* WHAT IS REQUIRED
Go through the material and write it all out exactly, minus the pictures.

* DATA SHOWN
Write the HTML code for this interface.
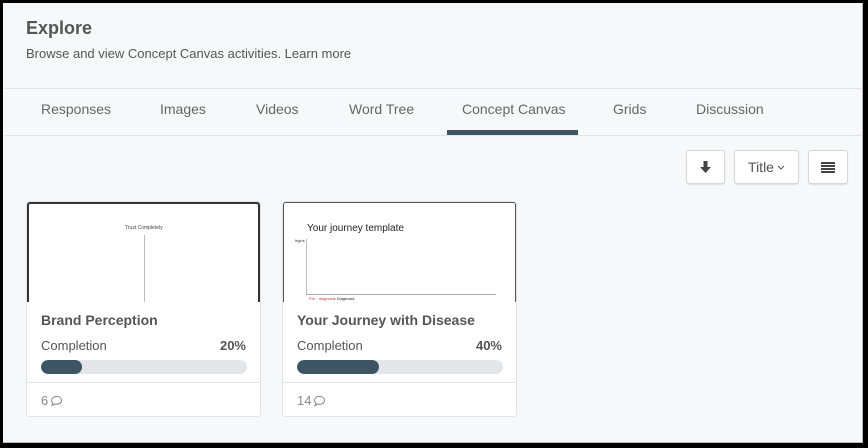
<!DOCTYPE html>
<html><head><style>
*{box-sizing:border-box;margin:0;padding:0}
body{width:868px;height:448px;overflow:hidden;background:#000;font-family:"Liberation Sans",sans-serif;color:#555}
.frame{position:absolute;left:3px;top:3px;width:860px;height:440px;background:#f7f8fa;border-right:1px solid #bbb;border-bottom:1px solid #bbb;overflow:hidden}
h1{position:absolute;left:23px;top:15px;font-size:18px;font-weight:bold;color:#555}
.sub{position:absolute;left:23px;top:43px;font-size:13px;color:#555}
.line{position:absolute;left:0;right:0;height:1px;background:#e3e4e6}
.tab{position:absolute;top:98px;font-size:14px;color:#666}
.ul{position:absolute;left:444px;top:127px;width:131px;height:5px;background:#3e5566}
.btn{position:absolute;top:147px;height:34px;border:1px solid #d6d6d6;border-radius:3px;background:#fff;box-shadow:0 1px 1px rgba(0,0,0,.1);display:flex;align-items:center;justify-content:center;font-size:14px;color:#555}
.card{position:absolute;top:198px;width:235px;height:216px;background:#fff;border:1px solid #e2e3e5;border-radius:3px}
.img{position:absolute;left:0;top:0;width:233px;height:100px;border:2px solid #333;border-bottom:none;border-radius:3px 3px 0 0;background:#fff;overflow:hidden}
.title{position:absolute;left:14px;top:110px;font-size:14px;font-weight:bold;color:#555}
.comp{position:absolute;left:14px;top:136px;font-size:13px;color:#555}
.pct{position:absolute;right:14px;top:136px;font-size:13px;font-weight:bold;color:#555}
.bar{position:absolute;left:14px;top:158px;width:206px;height:14px;border-radius:7px;background:#e4e6e9;overflow:hidden}
.fill{height:100%;background:#3e5566;border-radius:7px}
.div{position:absolute;left:0;right:0;top:180px;height:1px;background:#e3e4e6}
.cm{position:absolute;left:14px;top:191px;font-size:13px;color:#888;display:flex;align-items:center}
</style></head><body>
<div class="frame">
<h1>Explore</h1>
<div class="sub">Browse and view Concept Canvas activities. Learn more</div>
<div class="line" style="top:85px"></div>
<div class="tab" style="left:38px">Responses</div>
<div class="tab" style="left:157px">Images</div>
<div class="tab" style="left:253px">Videos</div>
<div class="tab" style="left:346px">Word Tree</div>
<div class="tab" style="left:459px">Concept Canvas</div>
<div class="tab" style="left:610px">Grids</div>
<div class="tab" style="left:693px">Discussion</div>
<div class="line" style="top:132px"></div>
<div class="ul"></div>
<div class="btn" style="left:683px;width:39px"><svg width="13" height="14" viewBox="0 0 13 14"><path d="M4.5 1h4v6h3.5L6.5 13 1 7h3.5z" fill="#444"/></svg></div>
<div class="btn" style="left:731px;width:65px">Title <svg width="8" height="5" style="margin-left:3px"><path d="M1 1l3 3 3-3" stroke="#555" fill="none"/></svg></div>
<div class="btn" style="left:805px;width:40px"><svg width="14" height="11"><rect y="0" width="14" height="2" fill="#444"/><rect y="3" width="14" height="2" fill="#444"/><rect y="6" width="14" height="2" fill="#444"/><rect y="9" width="14" height="2" fill="#444"/></svg></div>

<div class="card" style="left:23px">
<div class="img"><div style="position:absolute;left:96px;top:21px;font-size:5px;color:#444">Trust Completely</div><div style="position:absolute;left:115px;top:31px;width:1px;height:70px;background:#bbb"></div></div>
<div class="title">Brand Perception</div>
<div class="comp">Completion</div><div class="pct">20%</div>
<div class="bar"><div class="fill" style="width:41px"></div></div>
<div class="div"></div>
<div class="cm">6<svg width="13" height="12" viewBox="0 0 13 12" style="margin-left:2px"><path d="M6.5 1.5C3.5 1.5 1.5 3.2 1.5 5.2c0 1.1.6 2 1.5 2.7L2 10.5l3-1.5c.5.1 1 .2 1.5.2 3 0 5-1.7 5-4S9.5 1.5 6.5 1.5z" stroke="#888" fill="none"/></svg></div>
</div>

<div class="card" style="left:279px">
<div class="img" style="border:1px solid #555;border-bottom:none"><div style="position:absolute;left:23px;top:20px;font-size:10px;color:#222">Your journey template</div><div style="position:absolute;left:11px;top:35px;font-size:4px;color:#333">highs</div><div style="position:absolute;left:22px;top:36px;width:1px;height:56px;background:#bbb"></div><div style="position:absolute;left:22px;top:91px;width:190px;height:1px;background:#aaa"></div><div style="position:absolute;left:25px;top:93px;font-size:4px;color:#c33">Pre - diagnosis <span style="color:#222">Diagnosis</span></div></div>
<div class="title">Your Journey with Disease</div>
<div class="comp">Completion</div><div class="pct">40%</div>
<div class="bar"><div class="fill" style="width:82px"></div></div>
<div class="div"></div>
<div class="cm">14<svg width="13" height="12" viewBox="0 0 13 12" style="margin-left:2px"><path d="M6.5 1.5C3.5 1.5 1.5 3.2 1.5 5.2c0 1.1.6 2 1.5 2.7L2 10.5l3-1.5c.5.1 1 .2 1.5.2 3 0 5-1.7 5-4S9.5 1.5 6.5 1.5z" stroke="#888" fill="none"/></svg></div>
</div>
</div>
</body></html>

* CORRECT ANSWER
Write the HTML code for this interface.
<!DOCTYPE html>
<html><head><style>
*{box-sizing:border-box;margin:0;padding:0}
body{width:868px;height:448px;overflow:hidden;background:#000;font-family:"Liberation Sans",sans-serif;color:#555}
.frame{position:absolute;left:3px;top:3px;width:860px;height:440px;background:#f7f8fa;border-right:1px solid #bbb;border-bottom:1px solid #bbb;overflow:hidden}
h1{position:absolute;left:23px;top:15px;font-size:18px;font-weight:bold;color:#555}
.sub{position:absolute;left:23px;top:43px;font-size:13px;color:#555}
.line{position:absolute;left:0;right:0;height:1px;background:#e3e4e6}
.tab{position:absolute;top:98px;font-size:14px;color:#666}
.ul{position:absolute;left:444px;top:127px;width:131px;height:5px;background:#3e5566}
.btn{position:absolute;top:147px;height:34px;border:1px solid #d6d6d6;border-radius:3px;background:#fff;box-shadow:0 1px 1px rgba(0,0,0,.1);display:flex;align-items:center;justify-content:center;font-size:14px;color:#555}
.card{position:absolute;top:198px;width:235px;height:216px;background:#fff;border:1px solid #e2e3e5;border-radius:3px}
.img{position:absolute;left:0;top:0;width:233px;height:100px;border:2px solid #333;border-bottom:none;border-radius:3px 3px 0 0;background:#fff;overflow:hidden}
.title{position:absolute;left:14px;top:110px;font-size:14px;font-weight:bold;color:#555}
.comp{position:absolute;left:14px;top:136px;font-size:13px;color:#555}
.pct{position:absolute;right:14px;top:136px;font-size:13px;font-weight:bold;color:#555}
.bar{position:absolute;left:14px;top:158px;width:206px;height:14px;border-radius:7px;background:#e4e6e9;overflow:hidden}
.fill{height:100%;background:#3e5566;border-radius:7px}
.div{position:absolute;left:0;right:0;top:180px;height:1px;background:#e3e4e6}
.cm{position:absolute;left:14px;top:191px;font-size:13px;color:#888;display:flex;align-items:center}
</style></head><body>
<div class="frame">
<h1>Explore</h1>
<div class="sub">Browse and view Concept Canvas activities. Learn more</div>
<div class="line" style="top:85px"></div>
<div class="tab" style="left:38px">Responses</div>
<div class="tab" style="left:157px">Images</div>
<div class="tab" style="left:253px">Videos</div>
<div class="tab" style="left:346px">Word Tree</div>
<div class="tab" style="left:459px">Concept Canvas</div>
<div class="tab" style="left:610px">Grids</div>
<div class="tab" style="left:693px">Discussion</div>
<div class="line" style="top:132px"></div>
<div class="ul"></div>
<div class="btn" style="left:683px;width:39px"><svg width="13" height="14" viewBox="0 0 13 14"><path d="M4.5 1h4v6h3.5L6.5 13 1 7h3.5z" fill="#444"/></svg></div>
<div class="btn" style="left:731px;width:65px">Title <svg width="8" height="5" style="margin-left:3px"><path d="M1 1l3 3 3-3" stroke="#555" fill="none"/></svg></div>
<div class="btn" style="left:805px;width:40px"><svg width="14" height="11"><rect y="0" width="14" height="2" fill="#444"/><rect y="3" width="14" height="2" fill="#444"/><rect y="6" width="14" height="2" fill="#444"/><rect y="9" width="14" height="2" fill="#444"/></svg></div>

<div class="card" style="left:23px">
<div class="img"><div style="position:absolute;left:96px;top:21px;font-size:5px;color:#444">Trust Completely</div><div style="position:absolute;left:115px;top:31px;width:1px;height:70px;background:#bbb"></div></div>
<div class="title">Brand Perception</div>
<div class="comp">Completion</div><div class="pct">20%</div>
<div class="bar"><div class="fill" style="width:41px"></div></div>
<div class="div"></div>
<div class="cm">6<svg width="13" height="12" viewBox="0 0 13 12" style="margin-left:2px"><path d="M6.5 1.5C3.5 1.5 1.5 3.2 1.5 5.2c0 1.1.6 2 1.5 2.7L2 10.5l3-1.5c.5.1 1 .2 1.5.2 3 0 5-1.7 5-4S9.5 1.5 6.5 1.5z" stroke="#888" fill="none"/></svg></div>
</div>

<div class="card" style="left:279px">
<div class="img" style="border:1px solid #555;border-bottom:none"><div style="position:absolute;left:23px;top:20px;font-size:10px;color:#222">Your journey template</div><div style="position:absolute;left:11px;top:35px;font-size:4px;color:#333">highs</div><div style="position:absolute;left:22px;top:36px;width:1px;height:56px;background:#bbb"></div><div style="position:absolute;left:22px;top:91px;width:190px;height:1px;background:#aaa"></div><div style="position:absolute;left:25px;top:93px;font-size:4px;color:#c33">Pre - diagnosis <span style="color:#222">Diagnosis</span></div></div>
<div class="title">Your Journey with Disease</div>
<div class="comp">Completion</div><div class="pct">40%</div>
<div class="bar"><div class="fill" style="width:82px"></div></div>
<div class="div"></div>
<div class="cm">14<svg width="13" height="12" viewBox="0 0 13 12" style="margin-left:2px"><path d="M6.5 1.5C3.5 1.5 1.5 3.2 1.5 5.2c0 1.1.6 2 1.5 2.7L2 10.5l3-1.5c.5.1 1 .2 1.5.2 3 0 5-1.7 5-4S9.5 1.5 6.5 1.5z" stroke="#888" fill="none"/></svg></div>
</div>
</div>
</body></html>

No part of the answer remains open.